Около полуночи меня разбудил вахтенный, сообщивший, что поднялся небольшой ветер и старт поэтому задерживается. Я снова лег и заснул, а в шесть часов меня опять разбудили с известием, что теперь все в порядке. Я встал, позавтракал и направился к ангару. Нам сообщили, что из-за ветра и вызванных им затруднений в маневрировании дирижаблем нас просят брать с собою как можно меньше личного багажа. Поэтому мы с Элсвортом пошли к ангару прямо в чем были.
Представьте себе наше изумление, когда мы увидели, что кругом дирижабля царит полное смятение. Люди сновали взад и вперед, таская в переднюю гондолу какие-то свертки. В стороне одиноко стоял Нобиле, по-видимому, тоже совершенно растерянный. Когда мы подошли, он заявил нам, что солнце успело подняться на такую высоту, что лучи его достигли верхушки газовместилищ, отчего газ стал расширяться, и он, Нобиле, теперь не отваживается стартовать. Мы с Элсвортом пошли дальше к ангару. Вдруг кто-то подскочил к нам с криком «Сейчас стартуем!» Пораженные таким неожиданным оборотом дела и думая, конечно, что на это имеются основания, мы с Элсвортом поднялись на борт и через несколько секунд очутились уже в воздухе.
Впоследствии мы узнали, как все произошло. Рисер-Ларсен подошел к Нобиле, когда мы отошли от последнего, и нашел его в столь нервном и взволнованном состоянии, что он, по видимому, не в силах был ничего сообразить. Он кричал, что не может отвечать за последствия, если «Норвегию» выведут из ангара на ветер. Рисер-Ларсен насмешливо отвечал, что нечего обращать внимание на пустячный слабый ветер. Тогда Нобиле ответил, махнув безнадежно рукой:
– Раз вы берете на себя ответственность, так выводите дирижабль из ангара.

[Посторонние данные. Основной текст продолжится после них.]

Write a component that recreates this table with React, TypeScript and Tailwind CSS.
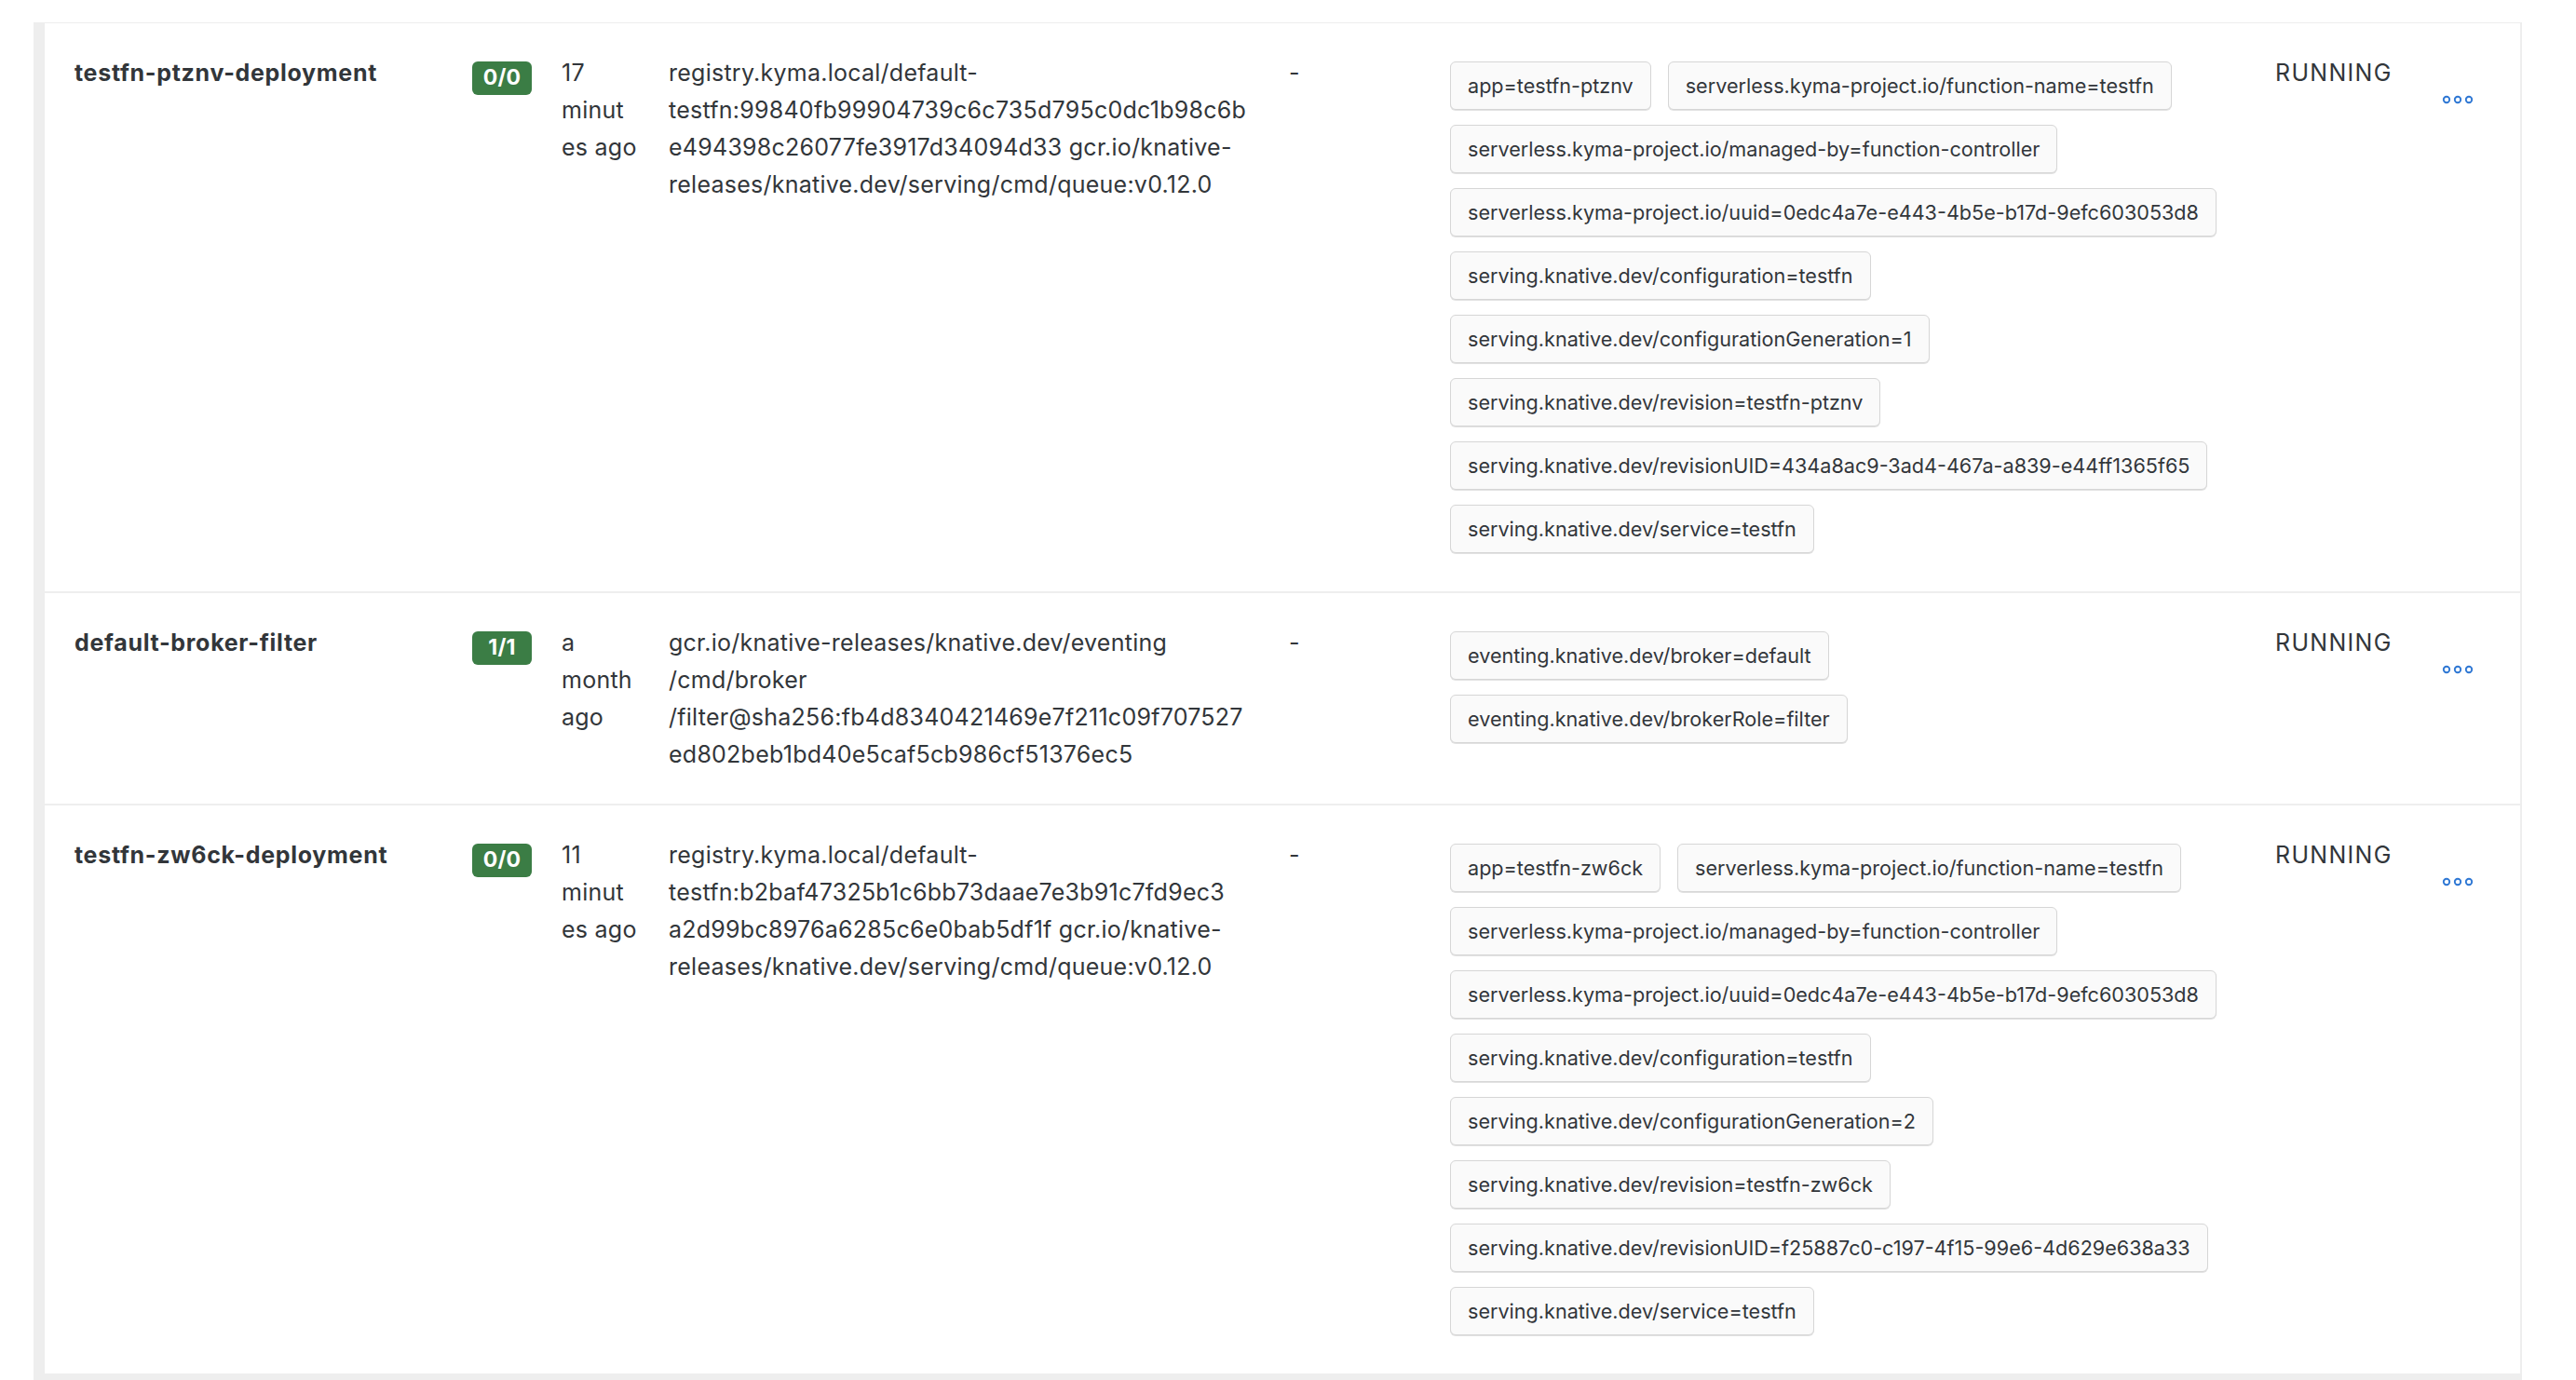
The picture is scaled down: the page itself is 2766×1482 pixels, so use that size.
type Pod = {
  name: string;
  ready: string;
  age: string[];
  image: string[];
  labels: string[];
  status: string;
};

const pods: Pod[] = [
  {
    name: "testfn-ptznv-deployment",
    ready: "0/0",
    age: ["17", "minut", "es ago"],
    image: [
      "registry.kyma.local/default-",
      "testfn:99840fb99904739c6c735d795c0dc1b98c6b",
      "e494398c26077fe3917d34094d33 gcr.io/knative-",
      "releases/knative.dev/serving/cmd/queue:v0.12.0",
    ],
    labels: [
      "app=testfn-ptznv",
      "serverless.kyma-project.io/function-name=testfn",
      "serverless.kyma-project.io/managed-by=function-controller",
      "serverless.kyma-project.io/uuid=0edc4a7e-e443-4b5e-b17d-9efc603053d8",
      "serving.knative.dev/configuration=testfn",
      "serving.knative.dev/configurationGeneration=1",
      "serving.knative.dev/revision=testfn-ptznv",
      "serving.knative.dev/revisionUID=434a8ac9-3ad4-467a-a839-e44ff1365f65",
      "serving.knative.dev/service=testfn",
    ],
    status: "RUNNING",
  },
  {
    name: "default-broker-filter",
    ready: "1/1",
    age: ["a", "month", "ago"],
    image: [
      "gcr.io/knative-releases/knative.dev/eventing",
      "/cmd/broker",
      "/filter@sha256:fb4d8340421469e7f211c09f707527",
      "ed802beb1bd40e5caf5cb986cf51376ec5",
    ],
    labels: [
      "eventing.knative.dev/broker=default",
      "eventing.knative.dev/brokerRole=filter",
    ],
    status: "RUNNING",
  },
  {
    name: "testfn-zw6ck-deployment",
    ready: "0/0",
    age: ["11", "minut", "es ago"],
    image: [
      "registry.kyma.local/default-",
      "testfn:b2baf47325b1c6bb73daae7e3b91c7fd9ec3",
      "a2d99bc8976a6285c6e0bab5df1f gcr.io/knative-",
      "releases/knative.dev/serving/cmd/queue:v0.12.0",
    ],
    labels: [
      "app=testfn-zw6ck",
      "serverless.kyma-project.io/function-name=testfn",
      "serverless.kyma-project.io/managed-by=function-controller",
      "serverless.kyma-project.io/uuid=0edc4a7e-e443-4b5e-b17d-9efc603053d8",
      "serving.knative.dev/configuration=testfn",
      "serving.knative.dev/configurationGeneration=2",
      "serving.knative.dev/revision=testfn-zw6ck",
      "serving.knative.dev/revisionUID=f25887c0-c197-4f15-99e6-4d629e638a33",
      "serving.knative.dev/service=testfn",
    ],
    status: "RUNNING",
  },
];

function OverflowIcon() {
  return (
    <svg width="34" height="10" viewBox="0 0 34 10" aria-hidden>
      <circle cx="5" cy="5" r="3.2" fill="none" stroke="#2f78d4" strokeWidth="1.9" />
      <circle cx="17" cy="5" r="3.2" fill="none" stroke="#2f78d4" strokeWidth="1.9" />
      <circle cx="29" cy="5" r="3.2" fill="none" stroke="#2f78d4" strokeWidth="1.9" />
    </svg>
  );
}

function PodRow({ pod, last }: { pod: Pod; last: boolean }) {
  return (
    <div
      className={`grid grid-cols-[427px_96px_115px_666px_173px_886px_179px_1fr] py-[33px] pl-[32px] ${
        last ? "" : "border-b-2 border-[#eeeeee]"
      }`}
    >
      <div className="text-[25px] font-bold tracking-[0.7px]">{pod.name}</div>
      <div className="pt-[4px]">
        <span className="inline-flex h-[36px] w-[64px] items-center justify-center rounded-[6px] bg-[#3b7d45] text-[23px] font-bold leading-none text-white">
          {pod.ready}
        </span>
      </div>
      <div>
        {pod.age.map((line) => (
          <div key={line}>{line}</div>
        ))}
      </div>
      <div className="whitespace-nowrap">
        {pod.image.map((line) => (
          <div key={line}>{line}</div>
        ))}
      </div>
      <div>-</div>
      <div className="flex flex-wrap content-start gap-x-[18px] gap-y-[16px] py-[8px] pr-[36px]">
        {pod.labels.map((label) => (
          <span
            key={label}
            className="inline-flex h-[52px] items-center whitespace-nowrap rounded-[6px] border border-[#d6d6d6] bg-[#fafafa] px-[18px] text-[21.6px] tracking-normal shadow-[0_1px_0_#e2e2e2]"
          >
            {label}
          </span>
        ))}
      </div>
      <div className="tracking-[1.3px]">{pod.status}</div>
      <div className="pt-[44px]">
        <OverflowIcon />
      </div>
    </div>
  );
}

export default function App() {
  return (
    <div className="min-h-[1482px] bg-white pt-[24px] pl-[36px] font-['Inter',sans-serif] text-[25px] leading-[40px] tracking-[0.25px] text-[#32363a]">
      <div className="w-[2672px] bg-[#eeeeee] pt-px pr-[2px] pb-[11px] pl-[12px]">
        <div className="bg-white">
          {pods.map((pod, i) => (
            <PodRow key={pod.name} pod={pod} last={i === pods.length - 1} />
          ))}
        </div>
      </div>
    </div>
  );
}
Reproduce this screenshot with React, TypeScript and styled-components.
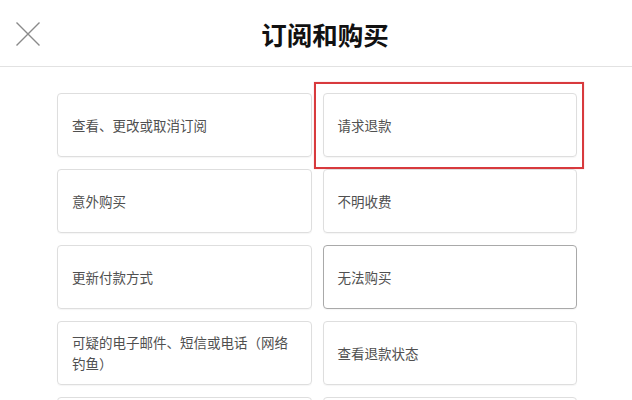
import styled, { createGlobalStyle } from "styled-components";

const GlobalStyle = createGlobalStyle`
    html, body {
        margin: 0;
        padding: 0;
        background: #fff;
        font-family: "Noto Sans CJK SC", "Noto Sans", sans-serif;
    }
`;

const Page = styled.div`
    width: 632px;
    height: 400px;
    overflow: hidden;
`;

const Header = styled.header`
    display: flex;
    align-items: center;
    height: 67px;
    padding: 0 16px;
    border-bottom: 1px solid #e2e2e2;
    box-sizing: border-box;
`;

const CloseButton = styled.button`
    display: flex;
    width: 24px;
    height: 24px;
    padding: 0;
    margin-top: 1px;
    border: none;
    background: none;
    color: #8a8a8a;
    cursor: pointer;
`;

const Title = styled.h1`
    flex: 1;
    margin: 0;
    text-align: center;
    font-size: 25.5px;
    font-weight: 700;
    color: #111;
`;

const Spacer = styled.div`
    width: 6px;
`;

const Grid = styled.ul`
    display: grid;
    grid-template-columns: 1fr 1fr;
    column-gap: 11px;
    row-gap: 12px;
    width: 520px;
    margin: 26px 0 0 57px;
    padding: 0;
    list-style: none;
`;

const Card = styled.li<{ $active?: boolean }>`
    position: relative;
    display: flex;
    align-items: center;
    height: 64px;
    padding: 0 18px 0 14px;
    box-sizing: border-box;
    border: 1px solid ${(p) => (p.$active ? "#a9a9a9" : "#dedede")};
    border-radius: 4px;
    box-shadow: 0 1px 1px rgba(0, 0, 0, 0.04);
    font-size: 13.5px;
    line-height: 21px;
    color: #505050;
`;

const Highlight = styled.span`
    position: absolute;
    left: -10px;
    right: -8px;
    top: -12px;
    bottom: -13px;
    border: 2px solid #d83a3d;
    box-shadow: 0 0 1px rgba(216, 58, 61, 0.4);
    pointer-events: none;
`;

const items = [
    { label: "查看、更改或取消订阅" },
    { label: "请求退款", highlight: true },
    { label: "意外购买" },
    { label: "不明收费" },
    { label: "更新付款方式" },
    { label: "无法购买", active: true },
    { label: "可疑的电子邮件、短信或电话（网络钓鱼）" },
    { label: "查看退款状态" },
    { label: "" },
    { label: "" },
];

function App() {
    return (
        <Page>
            <GlobalStyle />
            <Header>
                <CloseButton aria-label="关闭">
                    <svg width="24" height="24" viewBox="0 0 24 24" fill="none">
                        <path d="M0.5 0.5 L23.5 23.5 M23.5 0.5 L0.5 23.5" stroke="currentColor" strokeWidth="1.4" />
                    </svg>
                </CloseButton>
                <Title>订阅和购买</Title>
                <Spacer />
            </Header>
            <Grid>
                {items.map((item, i) => (
                    <Card key={i} $active={item.active}>
                        {item.label}
                        {item.highlight && <Highlight />}
                    </Card>
                ))}
            </Grid>
        </Page>
    );
}

export default App;
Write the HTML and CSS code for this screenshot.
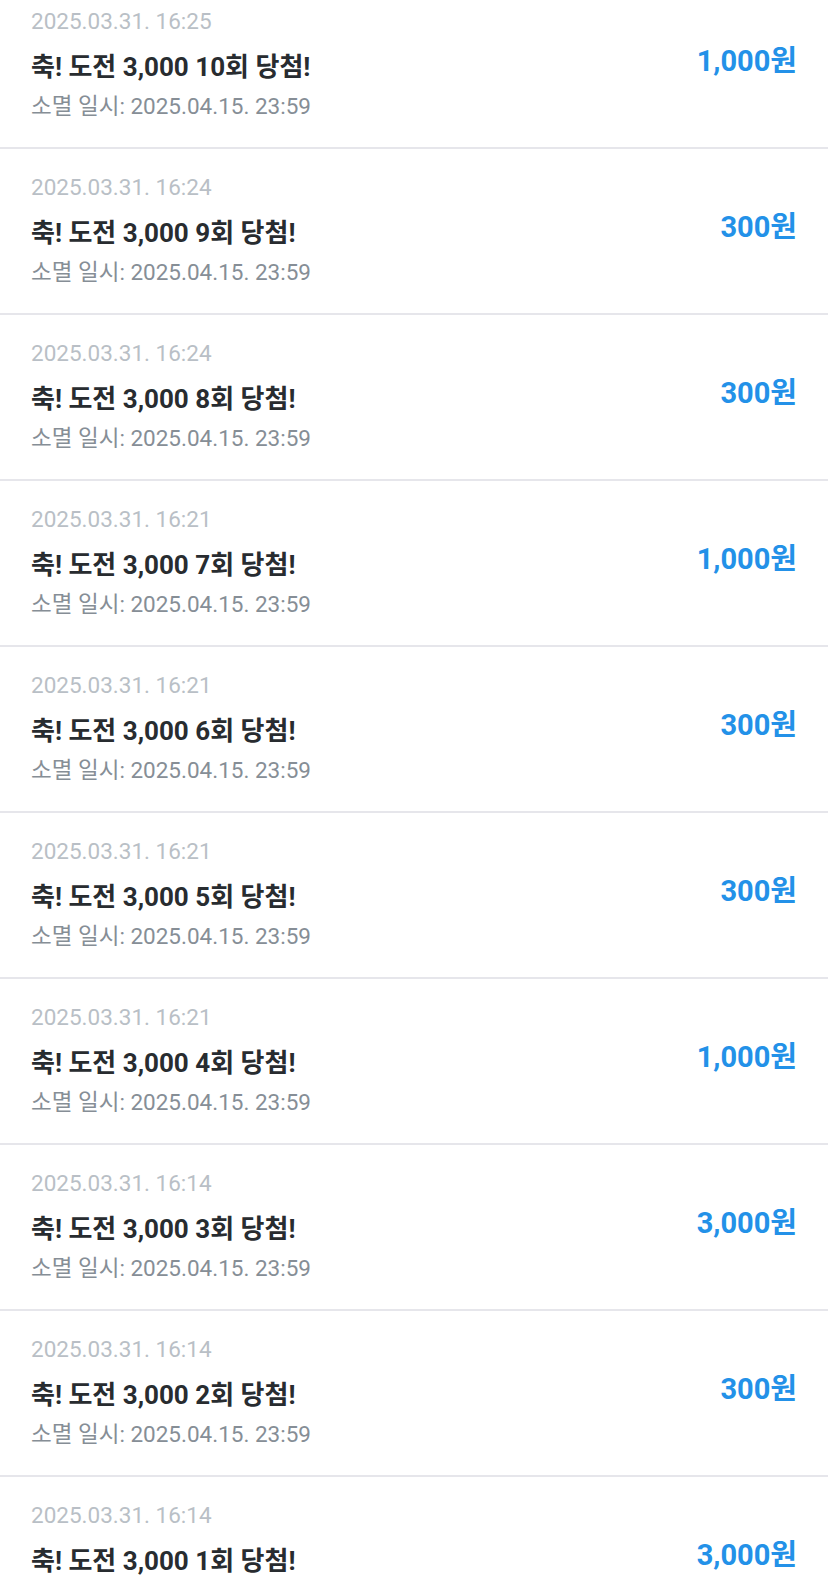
FILE: index.html
```html
<!DOCTYPE html>
<html lang="ko">
<head>
<meta charset="utf-8">
<link rel="stylesheet" href="styles.css">
</head>
<body>
<div class="list">
  <div class="row"><div class="info"><div class="time">2025.03.31. 16:25</div><div class="title">축! 도전 3,000 10회 당첨!</div><div class="expire">소멸 일시: 2025.04.15. 23:59</div></div><div class="amount">1,000원</div></div>
  <div class="row"><div class="info"><div class="time">2025.03.31. 16:24</div><div class="title">축! 도전 3,000 9회 당첨!</div><div class="expire">소멸 일시: 2025.04.15. 23:59</div></div><div class="amount">300원</div></div>
  <div class="row"><div class="info"><div class="time">2025.03.31. 16:24</div><div class="title">축! 도전 3,000 8회 당첨!</div><div class="expire">소멸 일시: 2025.04.15. 23:59</div></div><div class="amount">300원</div></div>
  <div class="row"><div class="info"><div class="time">2025.03.31. 16:21</div><div class="title">축! 도전 3,000 7회 당첨!</div><div class="expire">소멸 일시: 2025.04.15. 23:59</div></div><div class="amount">1,000원</div></div>
  <div class="row"><div class="info"><div class="time">2025.03.31. 16:21</div><div class="title">축! 도전 3,000 6회 당첨!</div><div class="expire">소멸 일시: 2025.04.15. 23:59</div></div><div class="amount">300원</div></div>
  <div class="row"><div class="info"><div class="time">2025.03.31. 16:21</div><div class="title">축! 도전 3,000 5회 당첨!</div><div class="expire">소멸 일시: 2025.04.15. 23:59</div></div><div class="amount">300원</div></div>
  <div class="row"><div class="info"><div class="time">2025.03.31. 16:21</div><div class="title">축! 도전 3,000 4회 당첨!</div><div class="expire">소멸 일시: 2025.04.15. 23:59</div></div><div class="amount">1,000원</div></div>
  <div class="row"><div class="info"><div class="time">2025.03.31. 16:14</div><div class="title">축! 도전 3,000 3회 당첨!</div><div class="expire">소멸 일시: 2025.04.15. 23:59</div></div><div class="amount">3,000원</div></div>
  <div class="row"><div class="info"><div class="time">2025.03.31. 16:14</div><div class="title">축! 도전 3,000 2회 당첨!</div><div class="expire">소멸 일시: 2025.04.15. 23:59</div></div><div class="amount">300원</div></div>
  <div class="row"><div class="info"><div class="time">2025.03.31. 16:14</div><div class="title">축! 도전 3,000 1회 당첨!</div><div class="expire">소멸 일시: 2025.04.15. 23:59</div></div><div class="amount">3,000원</div></div>
</div>
</body>
</html>
```
FILE: styles.css
```css
html, body {
  margin: 0;
  padding: 0;
  background: #ffffff;
  overflow: hidden;
}
body {
  font-family: Roboto, "Noto Sans CJK KR", sans-serif;
  height: 1588px;
}
.list {
  margin-top: -17px;
}
.row {
  display: flex;
  justify-content: space-between;
  align-items: flex-start;
  height: 164px;
  box-sizing: content-box;
  padding: 0 31px;
  border-bottom: 2px solid #e6e6eb;
}
.info {
  display: flex;
  flex-direction: column;
  padding-top: 23px;
}
.time {
  font-size: 22.5px;
  line-height: 30px;
  color: #b9bfc6;
}
.title {
  margin-top: 14px;
  font-size: 26px;
  line-height: 34px;
  font-weight: 700;
  color: #282c30;
  white-space: nowrap;
}
.expire {
  margin-top: 7px;
  font-size: 22.5px;
  line-height: 30px;
  color: #868e96;
  white-space: nowrap;
}
.amount {
  margin-top: 60px;
  font-size: 29px;
  line-height: 36px;
  font-weight: 700;
  color: #2391e8;
  white-space: nowrap;
}
```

Тогда Рисер-Ларсен взял на себя ответственность и с помощью лейтенанта Хевера приступил к последним спешным приготовлениям, которыми он и руководил. Фильм, изображающий моменты, когда «Норвегию» выводили из ангара и мы начали подниматься, показывает, что Рисер-Ларсен распоряжался, а Нобиле неподвижно стоял в стороне, не проявляя никакого участия. Нобиле снова показал образец своего поведения в момент, когда нужно действовать. За время полета у нас накопилось несколько таких примеров.